As to point three, by their award of damages, it cannot reasonably be disputed that the jurors did anything but determine that there was fraudulent concealment and that Appellant failed to prove his statute of limitations defense. See Montalvo v. Lapez, 77 Hawai`i 282, 292, 884 P.2d 345, 355, reconsideration denied, 77 Hawai`i 489, 889 P.2d 66 (1994) ("In analyzing alleged errors in special verdict forms, the instructions and the interrogatories on the verdict form are considered as a whole.")

As to point four, Appellant did not raise this defense in a timely manner and it is, therefore, waived. See Lagondino v. Maldonado, 7 Haw. App. 591, 596, 789 P.2d 1129, 1132 (App.), reconsideration denied, 7 Haw. App. 667, 807 P.2d 53, cert. denied, 71 Haw. 668, 833 P.2d 900 (1990). (3)

As to point five, at all times relevant to the instant case, the elements of IIED were that (1) the act causing the harm was intentional, (2) the act was unreasonable, and (3) the actor should have recognized the likelihood of harm. Wong v. Panis, 7 Haw. App. 414, 421, 772 P.2d 695, 700 (1989). As to the first element, Appellant admitted his involvement in the act causing the harm, i.e., the burning of the truck, and eventually pleaded guilty to conspiracy to commit arson. As to the second element, such conduct was plainly unreasonable. The third element of the test was satisfied through the testimony of Mrs. Takaki and Billie. Based on the nature of his conduct, Appellant should have recognized the likelihood of harm to which Mrs. Takaki and Billie testified.
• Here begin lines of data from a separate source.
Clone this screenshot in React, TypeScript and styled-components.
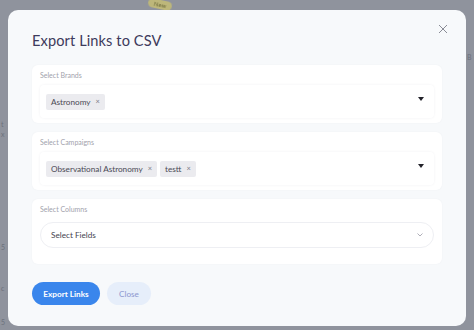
import styled, { createGlobalStyle } from 'styled-components'

const GlobalStyle = createGlobalStyle`
    html, body {
        margin: 0;
        padding: 0;
        background: #8f939d;
        font-family: Lato, "Open Sans", sans-serif;
    }
`

const Backdrop = styled.div`
    position: relative;
    width: 474px;
    height: 330px;
    overflow: hidden;
    padding: 10px 8px 0 8px;
    box-sizing: border-box;
`

// faint page content showing behind the overlay
const Behind = styled.span<{ $x: number; $y: number }>`
    position: absolute;
    left: ${p => p.$x}px;
    top: ${p => p.$y}px;
    font-size: 7px;
    color: #6d717c;
`

const NewBadge = styled.div`
    position: absolute;
    top: 0;
    left: 148px;
    padding: 1px 6px;
    font-size: 6px;
    color: #6b6a3a;
    background: #bdb77a;
    border-radius: 6px;
    transform: rotate(12deg);
    filter: blur(0.4px);
`

const Modal = styled.div`
    background: #f7f9fb;
    border-radius: 10px;
    height: 316px;
    padding: 22px 24px 0 24px;
    box-sizing: border-box;
    display: flex;
    flex-direction: column;
    position: relative;
`

const Header = styled.div`
    display: flex;
    align-items: center;
    justify-content: space-between;
    margin-bottom: 15px;
`

const Title = styled.h2`
    margin: 0;
    font-size: 14.6px;
    font-weight: 400;
    color: #3e3b5c;
    letter-spacing: 0.1px;
    line-height: 18px;
`

const CloseIcon = styled.svg`
    position: absolute;
    top: 14px;
    right: 18px;
`

const Card = styled.div<{ $pad?: number }>`
    background: #ffffff;
    border-radius: 6px;
    padding: 6px 8px ${p => p.$pad ?? 5}px 8px;
    margin-bottom: 9px;
    box-shadow: 0 0 2px rgba(30, 40, 70, 0.04);
`

const Label = styled.div`
    font-size: 7px;
    line-height: 9px;
    color: #a2a2ac;
    margin-bottom: 5px;
`

const TagBox = styled.div`
    display: flex;
    align-items: center;
    gap: 3px;
    height: 33px;
    padding: 0 6px;
    background: #fff;
    border-radius: 4px;
    box-shadow: 0 0 3px rgba(30, 40, 70, 0.06);
    position: relative;
`

const Tag = styled.span`
    display: inline-flex;
    align-items: center;
    gap: 5px;
    height: 16px;
    padding: 0 5px;
    font-size: 8.2px;
    color: #4a4a55;
    background: #ebebef;
    border-radius: 2px;
`

const TagX = styled.span`
    font-size: 7.5px;
    color: #7a7a85;
`

const Caret = styled.span`
    position: absolute;
    right: 10px;
    top: 12px;
    width: 0;
    height: 0;
    border-left: 3px solid transparent;
    border-right: 3px solid transparent;
    border-top: 4px solid #22222a;
`

const FieldSelect = styled.div`
    display: flex;
    align-items: center;
    justify-content: space-between;
    height: 24px;
    margin-top: 8px;
    padding: 0 10px;
    border: 1px solid #eeeff3;
    border-radius: 13px;
    font-size: 8.2px;
    color: #44444e;
`

const Actions = styled.div`
    display: flex;
    gap: 7px;
    margin-top: 9px;
`

const Button = styled.button<{ $primary?: boolean }>`
    height: 23px;
    border: none;
    border-radius: 12px;
    padding: 0;
    font-family: inherit;
    font-size: 8.2px;
    font-weight: ${p => (p.$primary ? 700 : 400)};
    color: ${p => (p.$primary ? '#ffffff' : '#8c97cf')};
    background: ${p => (p.$primary ? '#3a86ec' : '#e6eefa')};
    width: ${p => (p.$primary ? '68px' : '44px')};
`

export default function App() {
    return (
        <>
            <GlobalStyle />
            <Backdrop>
                <Behind $x={1} $y={120}>t</Behind>
                <Behind $x={1} $y={130}>x</Behind>
                <Behind $x={1} $y={243}>5</Behind>
                <Behind $x={1} $y={284}>c</Behind>
                <Behind $x={1} $y={318}>5</Behind>
                <Behind $x={467} $y={53}>B</Behind>
                <NewBadge>New</NewBadge>
                <Modal>
                    <CloseIcon width="10" height="10" viewBox="0 0 10 10">
                        <path d="M1 1L9 9M9 1L1 9" stroke="#8a8c96" strokeWidth="1" />
                    </CloseIcon>
                    <Header>
                        <Title>Export Links to CSV</Title>
                    </Header>

                    <Card>
                        <Label>Select Brands</Label>
                        <TagBox>
                            <Tag>Astronomy <TagX>×</TagX></Tag>
                            <Caret />
                        </TagBox>
                    </Card>

                    <Card>
                        <Label>Select Campaigns</Label>
                        <TagBox>
                            <Tag>Observational Astronomy <TagX>×</TagX></Tag>
                            <Tag>testt <TagX>×</TagX></Tag>
                            <Caret />
                        </TagBox>
                    </Card>

                    <Card $pad={16}>
                        <Label>Select Columns</Label>
                        <FieldSelect>
                            Select Fields
                            <svg width="6" height="4" viewBox="0 0 6 4">
                                <path d="M0.5 0.5L3 3L5.5 0.5" stroke="#9a9aa6" strokeWidth="0.8" fill="none" />
                            </svg>
                        </FieldSelect>
                    </Card>

                    <Actions>
                        <Button $primary>Export Links</Button>
                        <Button>Close</Button>
                    </Actions>
                </Modal>
            </Backdrop>
        </>
    )
}
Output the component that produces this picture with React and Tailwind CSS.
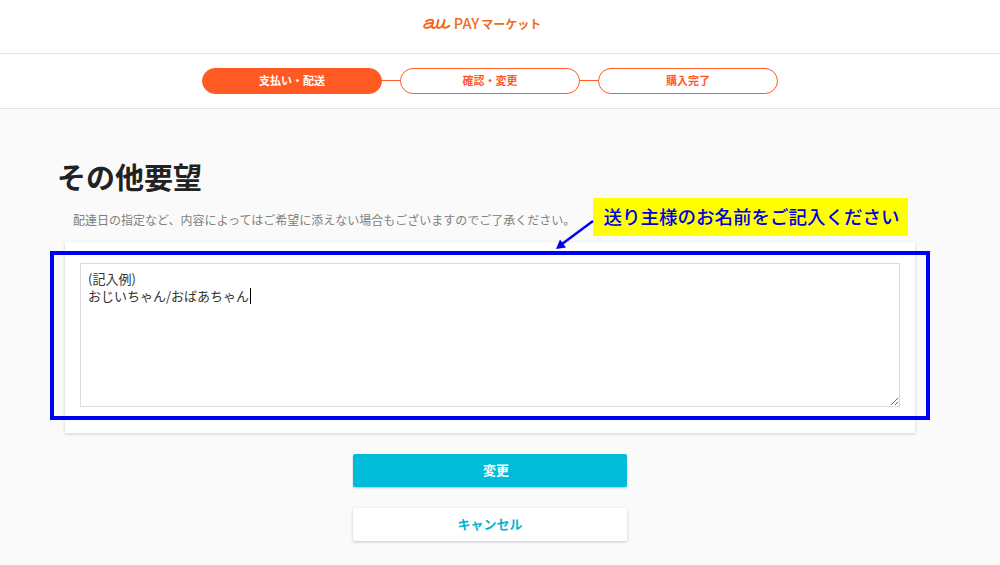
const font = { fontFamily: '"Noto Sans CJK JP", "Noto Sans", sans-serif' };

const steps = ["支払い・配送", "確認・変更", "購入完了"];

const Logo = () => (
  <div className="flex items-center text-[#f26a21]">
    <svg width="28" height="12" viewBox="0 0 28 12" fill="none" stroke="#f26a21" strokeWidth="2" strokeLinecap="round" strokeLinejoin="round">
      <path d="M3 3.4C5.4 1.4 10.6 1 10.2 3.6L9 8C8.6 10 10.2 10.6 12.2 9.4" />
      <path d="M9.8 5C5.2 4.6 1.2 6 1.2 8.4C1.2 10.8 6 10.6 8.8 7.4" />
      <path d="M15.4 2L14 7.6C13.6 10.2 16.2 10.6 18.4 8.8C20 7.4 21 4.4 21.6 2L20.2 7.8C19.8 10.4 23.4 10.6 26.4 7.8" />
    </svg>
    <span className="ml-[3px] text-[14.5px] font-medium leading-none" style={font}>PAY</span>
    <span className="ml-[2px] text-[12px] font-bold leading-none" style={font}>マーケット</span>
  </div>
);

const Stepper = () => (
  <div className="flex h-[55px] items-center justify-center border-b border-[#e2e2e2] bg-white pb-px pr-5">
    {steps.map((s, i) => (
      <div key={s} className="flex items-center">
        {i > 0 && <div className="h-px w-[18px] bg-[#ff5a24]" />}
        <div
          className={`flex h-[26px] w-[180px] items-center justify-center rounded-full border border-[#ff5a24] text-[11px] font-bold ${
            i === 0 ? "bg-[#ff5a24] text-white" : "bg-white text-[#ff5a24]"
          }`}
        >
          {s}
        </div>
      </div>
    ))}
  </div>
);

export default function App() {
  return (
    <div className="relative h-[565px] overflow-hidden bg-[#fafafa]" style={font}>
      <div className="flex h-[54px] items-center justify-center border-b border-[#e2e2e2] bg-white pb-[6px] pr-9">
        <Logo />
      </div>
      <Stepper />

      <main className="w-[980px] px-[65px] pt-[47px]">
        <h1 className="-ml-[8px] text-[29px] font-bold leading-[40px] text-[#222]">その他要望</h1>
        <p className="mt-[14px] pl-2 text-[12px] leading-[20px] text-[#808080]">
          配達日の指定など、内容によってはご希望に添えない場合もございますのでご了承ください。
        </p>

        <div className="mt-[12px] h-[191px] bg-white px-[15px] pt-[21px] shadow-[0_1px_3px_rgba(0,0,0,0.18)]">
          <textarea
            readOnly
            defaultValue={"(記入例)\nおじいちゃん/おばあちゃん"}
            className="block h-[144px] w-[820px] border border-[#dcdcdc] bg-white py-[6px] pl-[7px] pr-2 text-[13px] leading-[17px] text-[#333] outline-none"
          />
        </div>

        <div className="mt-[21px] flex flex-col items-center gap-[21px]">
          <button className="h-[33px] w-[274px] rounded-[2px] bg-[#00bcd8] pb-[2px] pl-3 text-[13px] font-bold text-white shadow-[0_1px_2px_rgba(0,0,0,0.25)]">
            変更
          </button>
          <button className="h-[33px] w-[274px] rounded-[2px] bg-white pb-[2px] text-[13px] font-bold text-[#00b4d2] shadow-[0_1px_3px_rgba(0,0,0,0.22)]">
            キャンセル
          </button>
        </div>
      </main>

      {/* annotation drawn over the screenshot */}
      <div className="absolute left-[250px] top-[288px] h-[16px] w-px bg-black" />
      <div className="pointer-events-none absolute left-[50px] top-[251px] h-[169px] w-[880px] border-4 border-[#0000f0]" />
      <div className="absolute left-[593px] top-[198px] flex h-[38px] w-[315px] items-center justify-center bg-[#ffff00] pl-[2px] text-[18.5px] font-medium text-[#0000e6]">
        送り主様のお名前をご記入ください
      </div>
      <svg className="absolute left-[550px] top-[218px]" width="48" height="36" viewBox="0 0 48 36">
        <path d="M43 3L12 26" stroke="#0000f0" strokeWidth="2.4" />
        <path d="M6 31L10 21.5L16 29.5Z" fill="#0000f0" />
      </svg>
    </div>
  );
}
Therefore,

In accordance with Hawai`i Rules of Appellate Procedure Rule 35, and after carefully reviewing the record and the briefs submitted by the parties, and duly considering and analyzing the law relevant to the arguments and issues raised by the parties,

IT IS HEREBY ORDERED that the court's judgment filed on August 28, 2001, from which the appeal is taken, is affirmed.

DATED: Honolulu, Hawai`i, May 2, 2006.


On the briefs:

William C.H. Jarrett
for defendant-appellant.

Leslie S. Fukumoto for
plaintiffs-appellees.




CONCURRING OPINION BY MOON, C.J.,
WITH WHOM LEVINSON, J., JOINS


I concur in the result only.




1.     The Honorable R. Mark Browning presiding.
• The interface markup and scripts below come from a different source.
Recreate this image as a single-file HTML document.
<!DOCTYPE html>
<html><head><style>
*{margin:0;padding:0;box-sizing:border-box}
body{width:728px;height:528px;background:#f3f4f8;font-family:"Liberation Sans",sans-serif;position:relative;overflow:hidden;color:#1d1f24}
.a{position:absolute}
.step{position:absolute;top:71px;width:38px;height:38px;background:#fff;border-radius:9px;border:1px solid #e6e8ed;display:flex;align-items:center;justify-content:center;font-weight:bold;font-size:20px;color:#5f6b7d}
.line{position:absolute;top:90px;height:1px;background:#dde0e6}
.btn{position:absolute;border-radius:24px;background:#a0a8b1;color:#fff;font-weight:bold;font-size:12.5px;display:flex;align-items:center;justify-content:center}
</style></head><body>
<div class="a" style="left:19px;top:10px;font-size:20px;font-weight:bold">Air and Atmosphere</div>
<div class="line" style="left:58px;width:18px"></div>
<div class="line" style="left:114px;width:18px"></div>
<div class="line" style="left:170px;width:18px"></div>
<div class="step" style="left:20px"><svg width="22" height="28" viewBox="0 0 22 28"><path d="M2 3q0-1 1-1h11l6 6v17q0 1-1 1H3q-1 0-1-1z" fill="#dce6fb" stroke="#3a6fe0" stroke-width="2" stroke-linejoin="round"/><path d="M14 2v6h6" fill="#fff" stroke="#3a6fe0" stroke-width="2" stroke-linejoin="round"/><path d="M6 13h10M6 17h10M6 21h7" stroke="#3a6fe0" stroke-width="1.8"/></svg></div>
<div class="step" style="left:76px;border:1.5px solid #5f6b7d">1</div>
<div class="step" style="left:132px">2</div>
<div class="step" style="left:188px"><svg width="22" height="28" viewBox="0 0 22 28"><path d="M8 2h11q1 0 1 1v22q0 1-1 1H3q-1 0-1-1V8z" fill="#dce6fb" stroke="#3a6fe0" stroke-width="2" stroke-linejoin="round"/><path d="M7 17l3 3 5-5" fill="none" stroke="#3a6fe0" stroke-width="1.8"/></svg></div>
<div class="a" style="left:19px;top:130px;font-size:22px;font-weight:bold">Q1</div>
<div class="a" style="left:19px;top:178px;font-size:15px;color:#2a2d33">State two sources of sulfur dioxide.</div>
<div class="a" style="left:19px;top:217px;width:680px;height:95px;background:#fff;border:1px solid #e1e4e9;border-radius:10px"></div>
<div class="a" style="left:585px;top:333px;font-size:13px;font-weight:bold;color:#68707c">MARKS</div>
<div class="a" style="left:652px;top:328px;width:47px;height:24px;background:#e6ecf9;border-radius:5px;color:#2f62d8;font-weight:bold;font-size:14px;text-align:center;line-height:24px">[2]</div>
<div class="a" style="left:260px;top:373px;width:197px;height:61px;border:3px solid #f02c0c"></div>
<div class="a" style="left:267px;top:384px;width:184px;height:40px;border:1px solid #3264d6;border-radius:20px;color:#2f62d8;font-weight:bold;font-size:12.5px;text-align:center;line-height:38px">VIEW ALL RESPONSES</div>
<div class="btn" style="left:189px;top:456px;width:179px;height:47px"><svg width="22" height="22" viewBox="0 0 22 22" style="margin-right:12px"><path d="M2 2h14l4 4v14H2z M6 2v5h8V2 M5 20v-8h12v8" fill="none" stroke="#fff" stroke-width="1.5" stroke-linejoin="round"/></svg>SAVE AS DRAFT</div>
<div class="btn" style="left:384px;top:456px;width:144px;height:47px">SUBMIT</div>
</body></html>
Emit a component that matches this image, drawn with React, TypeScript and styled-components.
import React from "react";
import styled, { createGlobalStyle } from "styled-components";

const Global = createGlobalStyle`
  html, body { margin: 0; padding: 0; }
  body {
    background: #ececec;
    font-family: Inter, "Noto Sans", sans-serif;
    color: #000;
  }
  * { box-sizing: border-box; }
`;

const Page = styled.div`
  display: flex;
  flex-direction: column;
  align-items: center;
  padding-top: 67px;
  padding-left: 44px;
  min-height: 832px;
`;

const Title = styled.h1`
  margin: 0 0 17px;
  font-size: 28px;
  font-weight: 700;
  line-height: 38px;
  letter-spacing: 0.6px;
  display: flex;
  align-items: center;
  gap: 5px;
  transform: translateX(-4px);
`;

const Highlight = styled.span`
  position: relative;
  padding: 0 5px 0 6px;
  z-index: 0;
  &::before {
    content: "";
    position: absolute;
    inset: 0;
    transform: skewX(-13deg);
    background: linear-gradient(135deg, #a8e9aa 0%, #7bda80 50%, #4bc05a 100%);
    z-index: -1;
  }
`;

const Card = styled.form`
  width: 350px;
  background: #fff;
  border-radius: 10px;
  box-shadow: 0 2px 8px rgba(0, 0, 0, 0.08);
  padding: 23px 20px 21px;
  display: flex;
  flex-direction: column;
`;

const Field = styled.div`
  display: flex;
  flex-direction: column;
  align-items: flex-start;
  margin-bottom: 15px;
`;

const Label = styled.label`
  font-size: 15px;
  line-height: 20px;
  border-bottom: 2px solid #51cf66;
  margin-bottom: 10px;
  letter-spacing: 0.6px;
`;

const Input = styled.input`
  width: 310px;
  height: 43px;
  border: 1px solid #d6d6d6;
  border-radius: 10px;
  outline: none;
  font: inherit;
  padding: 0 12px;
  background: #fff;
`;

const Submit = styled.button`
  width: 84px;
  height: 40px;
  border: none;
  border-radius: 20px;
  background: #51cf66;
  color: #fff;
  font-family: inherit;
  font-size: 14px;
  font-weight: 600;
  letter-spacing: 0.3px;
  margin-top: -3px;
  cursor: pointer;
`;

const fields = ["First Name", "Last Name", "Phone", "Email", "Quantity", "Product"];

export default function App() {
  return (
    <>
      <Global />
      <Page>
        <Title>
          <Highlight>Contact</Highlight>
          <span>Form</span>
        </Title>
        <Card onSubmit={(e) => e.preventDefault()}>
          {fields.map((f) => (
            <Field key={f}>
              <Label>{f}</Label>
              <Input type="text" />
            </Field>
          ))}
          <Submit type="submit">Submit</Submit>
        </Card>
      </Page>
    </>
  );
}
2.     HRS § 657-20 states:

If any person who is liable to any of the actions mentioned in this part or section 663-3, fraudently conceals the existence of the cause of action or the identity of any person who is liable for the claim from the knowledge of the person entitled to bring the action, the action may be commenced at any time within six years after the person who is entitled to bring the same discovers or should have discovered, the existence of the cause of action or the identity of the person who is liable for the claim, although the action would otherwise be barred by the period of limitations.

(Emphasis added.)

3.      In Lagondino, the ICA opined that:

HRCP Rule 17(a) requires the prosecution of an action in the name of the party who, by the substantive law, has the right sought to be enforced. . . . Since a real party in interest objection under [Hawaii Rules of Civil Procedure (HRCP)] Rule 17(a) is for the benefit of a defendant, [it] should be raised in a timely fashion or it may be deemed waived.

The [HRCP] specify neither the procedure to be utilized when objecting that plaintiff is not the real party in interest nor when such objection must be made. Evidently, a HRCP Rule 17(a) objection may be made in defendants' answer as an affirmative defense or by a pretrial motion. However, whatever vehicle is used to present the objection, it should be done with reasonable promptness. Otherwise, the court may conclude that the point has been waived by the delay.